_Goal of the exercise:_ Without further comment, state how many lines in the listing below contain the word "React".

>> Start Data provided

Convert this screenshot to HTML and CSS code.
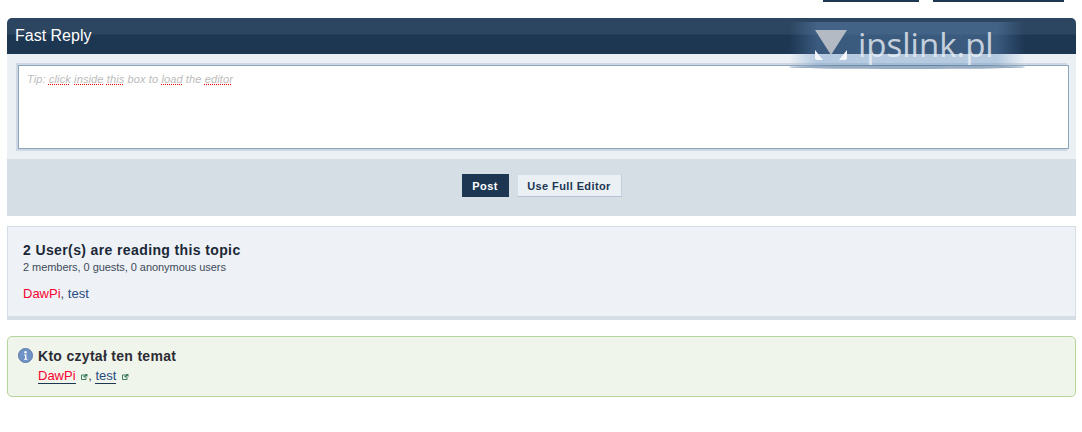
FILE: index.html
```html
<!DOCTYPE html>
<html lang="en">

<head>
  <meta charset="UTF-8">
  <title>Fast Reply</title>
  <link rel="stylesheet" href="styles.css">
</head>

<body>
  <div class="top-buttons">
    <span class="top-button top-button-reply"></span>
    <span class="top-button top-button-new"></span>
  </div>

  <div class="fast-reply">
    <h3 class="maintitle">Fast Reply</h3>
    <div class="editor-row">
      <div class="editor-box">
        <span class="tip">Tip: <u>click</u> <u>inside</u> <u>this</u> box to <u>load</u> the <u>editor</u></span>
      </div>
    </div>
    <div class="submit-bar">
      <button class="btn btn-post">Post</button>
      <button class="btn btn-full">Use Full Editor</button>
    </div>

    <!-- znak wodny na naglowku -->
    <div class="watermark">
      <svg class="watermark-logo" viewBox="0 0 32 32" width="32" height="32">
        <path d="M0 0H32L16 25Z" fill="#b3bac4" />
        <path d="M0 20L8 30H1.500L0 28.500Z" fill="#f4f7fa" />
        <path d="M32 20V28.500L30.500 30H24Z" fill="#f4f7fa" />
      </svg>
      <span class="watermark-text">ipslink.pl</span>
    </div>
  </div>

  <div class="readers">
    <h4 class="readers-title">2 User(s) are reading this topic</h4>
    <p class="readers-count">2 members, 0 guests, 0 anonymous users</p>
    <p class="readers-names"><span class="admin">DawPi</span>, <span class="member">test</span></p>
  </div>

  <div class="who-read">
    <svg class="info-icon" viewBox="0 0 16 16" width="15" height="15">
      <circle cx="8" cy="8" r="7.500" fill="#6f93c4" stroke="#5878a8" />
      <circle cx="8" cy="4.500" r="1.300" fill="#fff" />
      <path d="M6.500 7H9V11.500H10V12.500H6.500V11.500H7.500V8H6.500Z" fill="#fff" />
    </svg>
    <div class="who-read-body">
      <h4 class="who-read-title">Kto czytał ten temat</h4>
      <p class="who-read-names">
        <a class="name-link admin">DawPi</a>
        <svg class="ext-icon" viewBox="0 0 7 7" width="7" height="7">
          <path d="M1 2H.500V6.500H5V5M1 2H3M5 5V4" fill="none" stroke="#3f7f5f" />
          <path d="M3 1H6.500V4L5.300 3L3.500 4.800L2.200 3.500L4 1.800Z" fill="#3f7f5f" />
        </svg><span class="comma">,</span>
        <a class="name-link member">test</a>
        <svg class="ext-icon" viewBox="0 0 7 7" width="7" height="7">
          <path d="M1 2H.500V6.500H5V5M1 2H3M5 5V4" fill="none" stroke="#3f7f5f" />
          <path d="M3 1H6.500V4L5.300 3L3.500 4.800L2.200 3.500L4 1.800Z" fill="#3f7f5f" />
        </svg>
      </p>
    </div>
  </div>
</body>

</html>
```

FILE: styles.css
```css
body {
  margin: 0;
  padding: 0 6px 0 7px;
  background-color: #fff;
  font-family: "Liberation Sans", Arial, sans-serif;
  font-size: 13px;
  color: #1c2837;
}

.top-buttons {
  display: flex;
  justify-content: flex-end;
  gap: 14px;
  height: 2px;
  margin-bottom: 16px;
  padding-right: 12px;
}

.top-button {
  height: 2px;
  background-color: #1d3652;
}

.top-button-reply {
  width: 96px;
}

.top-button-new {
  width: 131px;
}

.fast-reply {
  position: relative;
}

.maintitle {
  margin: 0;
  height: 36px;
  padding-left: 8px;
  border-radius: 5px 5px 0 0;
  background: linear-gradient(to bottom, #2c4560 0, #2c4560 16px, #1d3652 17px, #1d3652 100%);
  color: #fff;
  font-size: 16px;
  font-weight: normal;
  line-height: 36px;
}

.editor-row {
  height: 84px;
  padding: 11px 7px 10px 11px;
  background-color: #ebf0f5;
}

.editor-box {
  height: 84px;
  padding: 5px 8px;
  box-sizing: border-box;
  border: 1px solid #8ba5bf;
  box-shadow: -2px -2px 0 #cfd8e2, -2px 2px 0 #cfd8e2;
  background-color: #fff;
}

.tip {
  color: #bbb;
  font-size: 11px;
  font-style: italic;
  letter-spacing: .12px;
}

.tip u {
  text-decoration: underline dotted #e00;
}

.submit-bar {
  display: flex;
  justify-content: center;
  align-items: flex-start;
  gap: 8px;
  height: 42px;
  padding-top: 15px;
  background-color: #d5dde5;
}

.btn {
  height: 23px;
  padding: 0;
  border: 1px solid #d5dde5;
  font-family: "Liberation Sans", Arial, sans-serif;
  font-size: 11px;
  font-weight: bold;
  letter-spacing: .4px;
  cursor: pointer;
}

.btn-post {
  width: 47px;
  background-color: #1d3652;
  border-color: #1d3652;
  color: #fff;
}

.btn-full {
  width: 105px;
  background-color: #ebf0f5;
  border-bottom-color: #b5c4d4;
  border-right-color: #c5d0dc;
  color: #1d3652;
}

.watermark {
  position: absolute;
  top: 4px;
  left: 782px;
  width: 236px;
  height: 43px;
  display: flex;
  align-items: flex-start;
  gap: 11px;
  padding: 8px 0 0 26px;
  box-sizing: border-box;
  background: linear-gradient(to right, rgba(101, 144, 192, 0) 0, rgba(101, 144, 192, .4) 12%, rgba(101, 144, 192, .4) 88%, rgba(101, 144, 192, 0) 100%);
}

.watermark::after {
  content: "";
  position: absolute;
  top: 100%;
  left: 0;
  right: 0;
  height: 4px;
  border-radius: 50%;
  background-color: rgba(70, 105, 145, .55);
}

.watermark-logo {
  flex: none;
}

.watermark-text {
  margin-top: -3px;
  color: #e9eef4;
  opacity: .8;
  font-family: "Open Sans", sans-serif;
  font-weight: 400;
  font-size: 33px;
  line-height: 36px;
}

.readers {
  height: 94px;
  box-sizing: border-box;
  margin-top: 10px;
  padding: 15px 15px 0;
  border: 1px solid #d5dde5;
  border-bottom-width: 4px;
  background-color: #eef2f6;
}

.readers-title {
  margin: 0;
  font-size: 14px;
  line-height: 16px;
  font-weight: bold;
  letter-spacing: .38px;
}

.readers-count {
  margin: 2px 0 0;
  font-size: 11px;
  line-height: 14px;
  letter-spacing: -.05px;
  color: #3d4a5a;
}

.readers-names {
  margin: 12px 0 0;
  line-height: 15px;
  color: #3d4a5a;
}

.admin {
  color: #f80030;
}

.member {
  color: #284a7e;
}

.who-read {
  display: flex;
  gap: 5px;
  height: 61px;
  box-sizing: border-box;
  margin-top: 16px;
  padding: 11px 10px 0 10px;
  border: 1px solid #b5d59a;
  border-radius: 5px;
  background-color: #f0f5ec;
}

.info-icon {
  flex: none;
}

.who-read-title {
  margin: 0;
  font-size: 14px;
  line-height: 16px;
  font-weight: bold;
  letter-spacing: .3px;
  color: #2c2c34;
}

.who-read-names {
  margin: 4px 0 0;
  line-height: 16px;
  color: #445;
}

.name-link {
  border-bottom: 1px solid #1d3652;
}

.ext-icon {
  margin-left: 2px;
}
```
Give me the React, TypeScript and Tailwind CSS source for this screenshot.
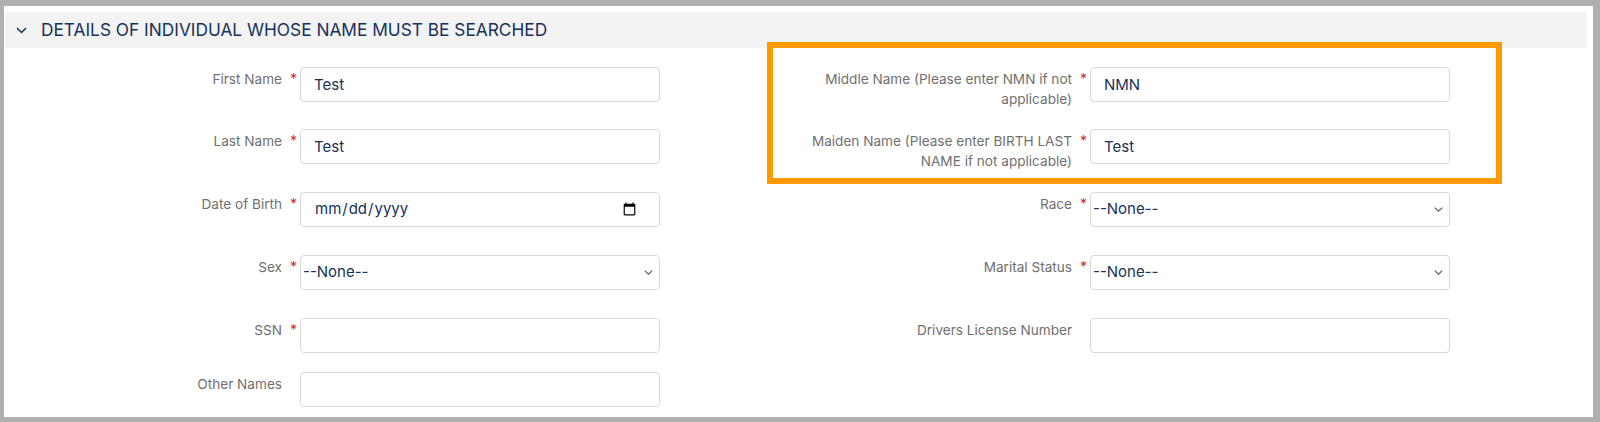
import React from 'react';

const labelCls = 'w-[277px] shrink-0 pt-[2px] text-right text-[13.6px] leading-5 text-[#6f6f6f]';
const boxCls =
  'w-[360px] h-[35px] shrink-0 rounded-[4px] border border-[#d9d9d9] bg-white text-[15px] text-[#16325c] outline-none';

const Star = ({ show }: { show: boolean }) => (
  <span className="w-[18px] shrink-0 pl-[8px] pt-[2px] text-[14px] leading-5 text-[#d8262b]">
    {show ? '*' : ''}
  </span>
);

const TextField = ({ label, value, required = true }: { label: string; value?: string; required?: boolean }) => (
  <div className="flex items-start">
    <label className={labelCls}>{label}</label>
    <Star show={required} />
    <input type="text" defaultValue={value} className={`${boxCls} pl-[13px]`} />
  </div>
);

const SelectField = ({ label }: { label: string }) => (
  <div className="flex items-start">
    <label className={labelCls}>{label}</label>
    <Star show />
    <div className="relative">
      <select defaultValue="" className={`${boxCls} appearance-none pl-[2px]`}>
        <option value="">--None--</option>
      </select>
      <svg
        className="pointer-events-none absolute right-[7px] top-[15px]"
        width="9"
        height="5"
        viewBox="0 0 9 5"
        fill="none"
      >
        <path d="M0.8 0.6 L4.5 4.2 L8.2 0.6" stroke="#4b5a78" strokeWidth="1.1" />
      </svg>
    </div>
  </div>
);

const DateField = ({ label }: { label: string }) => (
  <div className="flex items-start">
    <label className={labelCls}>{label}</label>
    <Star show />
    <input type="date" className={`${boxCls} pl-[13px] pr-[20px]`} />
  </div>
);

const App = () => {
  return (
    <div className="relative h-[422px] w-[1600px] bg-[#b0b0b0] pb-[5px] pl-[4px] pr-[7px] pt-[6px] font-['Inter','Liberation_Sans',sans-serif]">
      <div className="h-full bg-white pl-[1px] pr-[6px] pt-[6px]">
        <div className="flex h-[36px] items-center gap-[14px] bg-[#f3f3f3] pl-[11px]">
          <svg width="11" height="7" viewBox="0 0 11 7" fill="none">
            <path d="M1 1 L5.5 5.5 L10 1" stroke="#16325c" strokeWidth="1.5" />
          </svg>
          <h2 className="text-[17.3px] text-[#16325c]">DETAILS OF INDIVIDUAL WHOSE NAME MUST BE SEARCHED</h2>
        </div>

        <div className="mt-[19px] grid grid-cols-[790px_790px] grid-rows-[62px_63px_63px_63px_54px_35px]">
          <TextField label="First Name" value="Test" />
          <TextField label="Middle Name (Please enter NMN if not applicable)" value="NMN" />
          <TextField label="Last Name" value="Test" />
          <TextField label="Maiden Name (Please enter BIRTH LAST NAME if not applicable)" value="Test" />
          <DateField label="Date of Birth" />
          <SelectField label="Race" />
          <SelectField label="Sex" />
          <SelectField label="Marital Status" />
          <TextField label="SSN" />
          <TextField label="Drivers License Number" required={false} />
          <TextField label="Other Names" required={false} />
        </div>
      </div>

      {/* highlight box drawn over the form */}
      <div className="pointer-events-none absolute left-[767px] top-[42px] h-[142px] w-[735px] border-[6px] border-[#ff9900]" />
    </div>
  );
};

export default App;
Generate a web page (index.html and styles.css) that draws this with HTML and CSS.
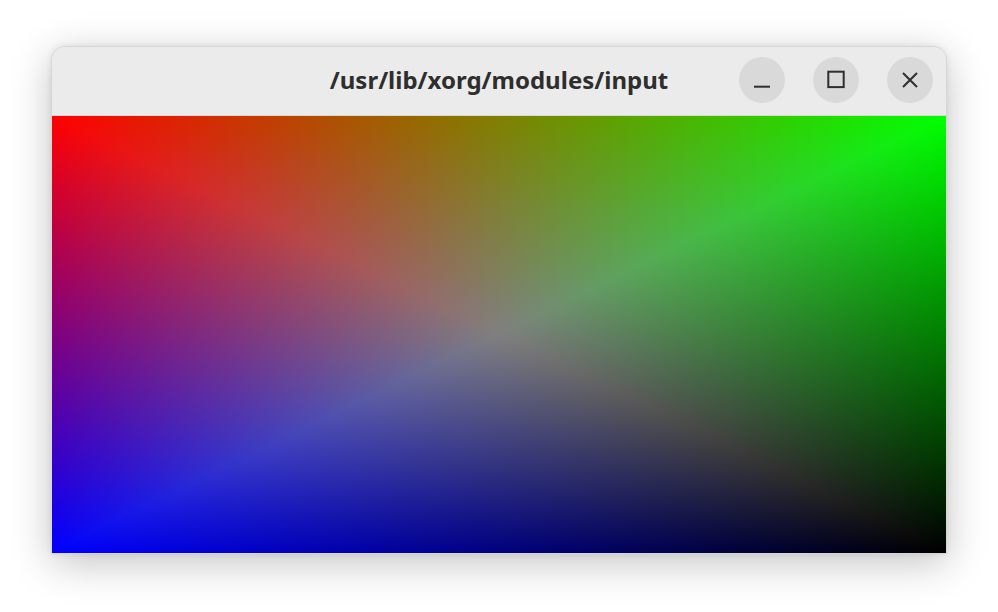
FILE: index.html
```html
<!DOCTYPE html>
<html>
<head>
<meta charset="utf-8">
<link rel="stylesheet" href="styles.css">
</head>
<body>
<div class="window">
  <div class="titlebar">
    <div class="spacer"></div>
    <div class="title">/usr/lib/xorg/modules/input</div>
    <div class="controls">
      <div class="btn">
        <svg width="20" height="20" viewBox="0 0 20 20"><rect x="2" y="15.7" width="16" height="2" fill="#2e2e2e"/></svg>
      </div>
      <div class="btn">
        <svg width="20" height="20" viewBox="0 0 20 20"><rect x="2.3" y="1.7" width="15.4" height="15.4" fill="none" stroke="#2e2e2e" stroke-width="2"/></svg>
      </div>
      <div class="btn">
        <svg width="20" height="20" viewBox="0 0 20 20"><path d="M3 3 L17 17 M17 3 L3 17" stroke="#2e2e2e" stroke-width="2" fill="none"/></svg>
      </div>
    </div>
  </div>
  <div class="canvas">
    <div class="ch r"></div>
    <div class="ch g"></div>
    <div class="ch b"></div>
  </div>
</div>
</body>
</html>
```
FILE: styles.css
```css
html, body {
  margin: 0;
  padding: 0;
  background: #ffffff;
}
body {
  box-sizing: border-box;
  min-height: 612px;
  padding: 46px 0 58px 51px;
  font-family: "Noto Sans", "Open Sans", sans-serif;
}
.window {
  width: 894px;
  border: 1px solid #d6d6d6;
  border-radius: 14px 14px 0 0;
  background: #ebebeb;
  box-shadow: 0 9px 40px rgba(0, 0, 0, 0.24), 0 0 6px rgba(0, 0, 0, 0.08);
  overflow: hidden;
}
.titlebar {
  height: 68px;
  border-bottom: 1px solid #d8d8d8;
  display: grid;
  grid-template-columns: 1fr auto 1fr;
  align-items: center;
  background: #ebebeb;
}
.title {
  font-weight: 700;
  font-size: 24px;
  color: #2e2e2e;
  text-align: center;
  padding-bottom: 3px;
}
.controls {
  justify-self: end;
  display: flex;
  gap: 28px;
  padding-right: 13px;
  padding-bottom: 2px;
}
.btn {
  width: 46px;
  height: 46px;
  border-radius: 50%;
  background: #d9d9d9;
  display: flex;
  align-items: center;
  justify-content: center;
}
.btn svg {
  display: block;
}
.canvas {
  height: 437px;
  display: grid;
  background: #000;
  isolation: isolate;
}
.ch {
  grid-area: 1 / 1;
  background-blend-mode: darken;
  mix-blend-mode: lighten;
}
.r {
  background-image: linear-gradient(to right, #ff0000, #000000), linear-gradient(to bottom, #ff0000, #000000);
}
.g {
  background-image: linear-gradient(to left, #00ff00, #000000), linear-gradient(to bottom, #00ff00, #000000);
}
.b {
  background-image: linear-gradient(to right, #0000ff, #000000), linear-gradient(to top, #0000ff, #000000);
}
```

>> End Data provided

_Exercise output:_ 2